The mood in Japan was ecstatic; the military had not only assuaged past slights but also brought much honor to the country. However, almost immediately a consortium of three European states-France, Germany, and Russia-intervened. Apprehensive for their own interests in the wake of the Japanese victory, the parties to the Triple Intervention advised Japan to retrocede the Liaodong peninsula. Aware that their military could not withstand the combined forces of the three, Japanese diplomats agreed. A concession that China would have to pay an additional 30 million Kuping, or 1.12 million kilograms, of silver for the retrocession of Liaodong, for a total indemnity of over 9 million kilograms of silver, was scant consolation. An imperial rescript urged the people to “bear the unbearable” and to refrain from rash acts of revenge. Although a number of ritual suicides were reported, citizens in general obeyed the emperor’s command. However, the intervention had other, very serious consequences.

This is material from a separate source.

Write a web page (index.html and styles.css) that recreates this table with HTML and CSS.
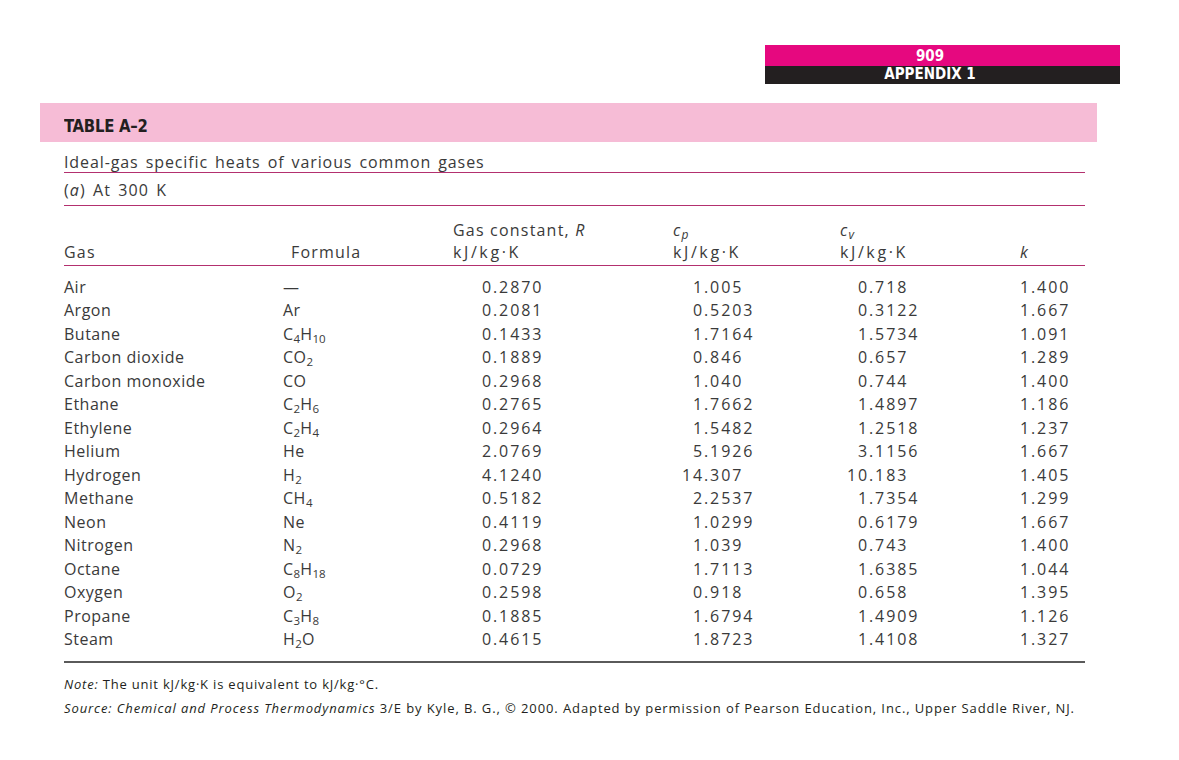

Public opinion was outraged, charging that diplomats had surrendered a valuable prize that had been won through the sacrifices of thousands of valiant young men. The prestige of civilian government fell; that of the military rose. As did support for larger military budgets, so that Japan could never again be humiliated in this fashion, and the desire for revenge. Additionally, the Triple Intervention was interpreted as meaning that the Western powers had not yet accepted Japan as their equal, its impressive reforms not withstanding. In the Japanese view, this attitude extended beyond the three intervening powers: Tokyo had approached other Western powers for help against the consortium, but had been rebuffed. The conclusion was that Western powers understood only military force, and that Japan had best ready itself for such a confrontation. Japanese decision-makers were aware of the so-called Willy-Nicky letters, in which the German kaiser and his cousin, the Russian czar, discussed the dangers of the “yellow peril.”